PostgreSQL 流程---全表遍历

最新推荐文章于 2024-05-25 01:12:20 发布

obvious__

最新推荐文章于 2024-05-25 01:12:20 发布

阅读量2.1k

点赞数 1

分类专栏： postgresql 文章标签： postgresql 数据库

本文链接：https://blog.csdn.net/obvious__/article/details/120706222

版权

postgresql 专栏收录该内容

25 篇文章 28 订阅

订阅专栏

全表遍历

预备知识

《PostgreSQL 流程—查询》

概述

在《PostgreSQL 流程—查询》我们重点讨论了PostgreSQL的查询流程，提到全表遍历的操作主要有函数SeqNext来实现，本文将重点讨论SeqNext的流程。

SeqNext

SeqNext的代码比较短，我们直接来看代码：

static TupleTableSlot *
SeqNext(SeqScanState *node)
{
	HeapTuple	tuple;
	HeapScanDesc scandesc;
	EState	   *estate;
	ScanDirection direction;
	TupleTableSlot *slot;

	/*
	 * get information from the estate and scan state
	 */
	scandesc = node->ss.ss_currentScanDesc;
	estate = node->ss.ps.state;
	direction = estate->es_direction;
	slot = node->ss.ss_ScanTupleSlot;
	
    /* 如果不存在scandesc，就创建一个scandesc */
	if (scandesc == NULL)
	{
		/*
		 * We reach here if the scan is not parallel, or if we're serially
		 * executing a scan that was planned to be parallel.
		 */
		scandesc = heap_beginscan(node->ss.ss_currentRelation,
								  estate->es_snapshot,
								  0, NULL);
		node->ss.ss_currentScanDesc = scandesc;
	}

	/*
	 * get the next tuple from the table
	 * 获取一条可见元组
	 */
	tuple = heap_getnext(scandesc, direction);

	/*
	 * save the tuple and the buffer returned to us by the access methods in
	 * our scan tuple slot and return the slot.  Note: we pass 'false' because
	 * tuples returned by heap_getnext() are pointers onto disk pages and were
	 * not created with palloc() and so should not be pfree()'d.  Note also
	 * that ExecStoreTuple will increment the refcount of the buffer; the
	 * refcount will not be dropped until the tuple table slot is cleared.
	 * 一些清理工作，比如对buffer page执行unpin操作。
	 */
	if (tuple)
		ExecStoreTuple(tuple,	/* tuple to store */
					   slot,	/* slot to store in */
					   scandesc->rs_cbuf,		/* buffer associated with this
												 * tuple */
					   false);	/* don't pfree this pointer */
	else
		ExecClearTuple(slot);

	return slot;
}

SeqNext会做三件事：

如果不存在scandesc则创建并初始化一个scandesc

由于SeqNext一次只返回一条可见元组，所以需要一个迭代器，用于记录当前遍历到了哪一个缓存页的哪一条元组，scandesc就是这个迭代器。
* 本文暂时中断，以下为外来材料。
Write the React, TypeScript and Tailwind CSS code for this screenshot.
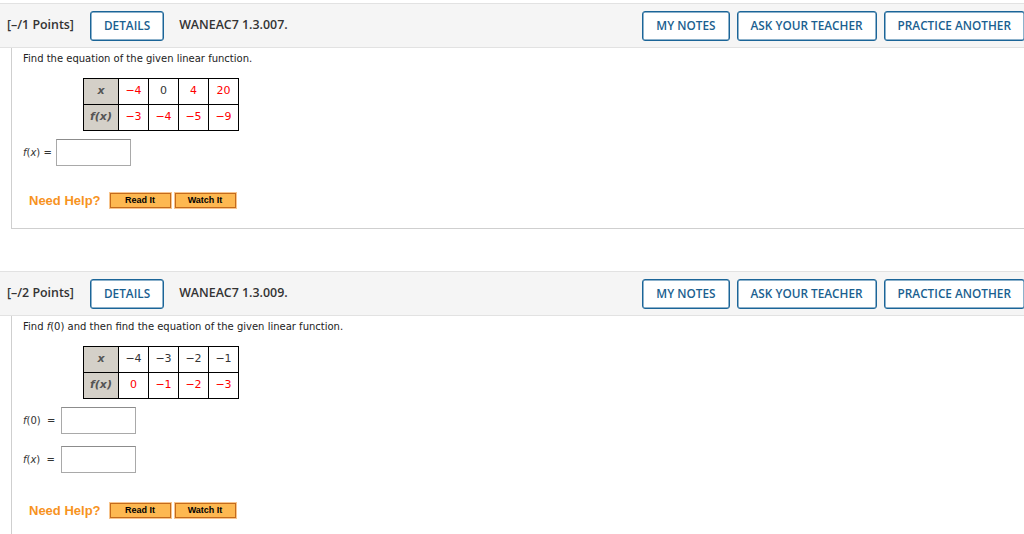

scandesc是一个HeapScanDesc类型的结构体，定义如下：

typedef struct HeapScanDescData
{
	/* scan parameters */
	Relation	rs_rd;			/* heap relation descriptor */
	Snapshot	rs_snapshot;	/* snapshot to see */
	int			rs_nkeys;		/* number of scan keys */
	ScanKey		rs_key;			/* array of scan key descriptors */
	bool		rs_bitmapscan;	/* true if this is really a bitmap scan */
	bool		rs_samplescan;	/* true if this is really a sample scan */
	bool		rs_pageatatime; /* verify visibility page-at-a-time? */
	bool		rs_allow_strat; /* allow or disallow use of access strategy */
	bool		rs_allow_sync;	/* allow or disallow use of syncscan */
	bool		rs_temp_snap;	/* unregister snapshot at scan end? */

	/* state set up at initscan time */
	BlockNumber rs_nblocks;		/* total number of blocks in rel */
	BlockNumber rs_startblock;	/* block # to start at */
	BlockNumber rs_numblocks;	/* max number of blocks to scan */
	/* rs_numblocks is usually InvalidBlockNumber, meaning "scan whole rel" */
	BufferAccessStrategy rs_strategy;	/* access strategy for reads */
	bool		rs_syncscan;	/* report location to syncscan logic? */

	/* scan current state */
	bool		rs_inited;		/* false = scan not init'd yet */
	HeapTupleData rs_ctup;		/* current tuple in scan, if any */
	BlockNumber rs_cblock;		/* current block # in scan, if any */
	Buffer		rs_cbuf;		/* current buffer in scan, if any */
	/* NB: if rs_cbuf is not InvalidBuffer, we hold a pin on that buffer */
	ParallelHeapScanDesc rs_parallel;	/* parallel scan information */

	/* these fields only used in page-at-a-time mode and for bitmap scans */
	int			rs_cindex;		/* current tuple's index in vistuples */
	int			rs_ntuples;		/* number of visible tuples on page */
	OffsetNumber rs_vistuples[MaxHeapTuplesPerPage];	/* their offsets */
}	HeapScanDescData;

typedef struct HeapScanDescData *HeapScanDesc;

HeapScanDesc中的成员较多，HeapScanDesc中成员的初始化工作都在heap_beginscan中完成，我们会在后面的流程中对全表遍历所涉及到的成员进行说明。

调用heap_getnext获取一条可见元组

该函数也是全表遍历的一个核心函数。
调用ExecStoreTuple或ExecClearTuple执行一些清理操作

全表遍历流程

简单来说，全表遍历就是从某个表的第一个块的第一条记录开始逐条遍历，直到最后一个块的最后一个记录。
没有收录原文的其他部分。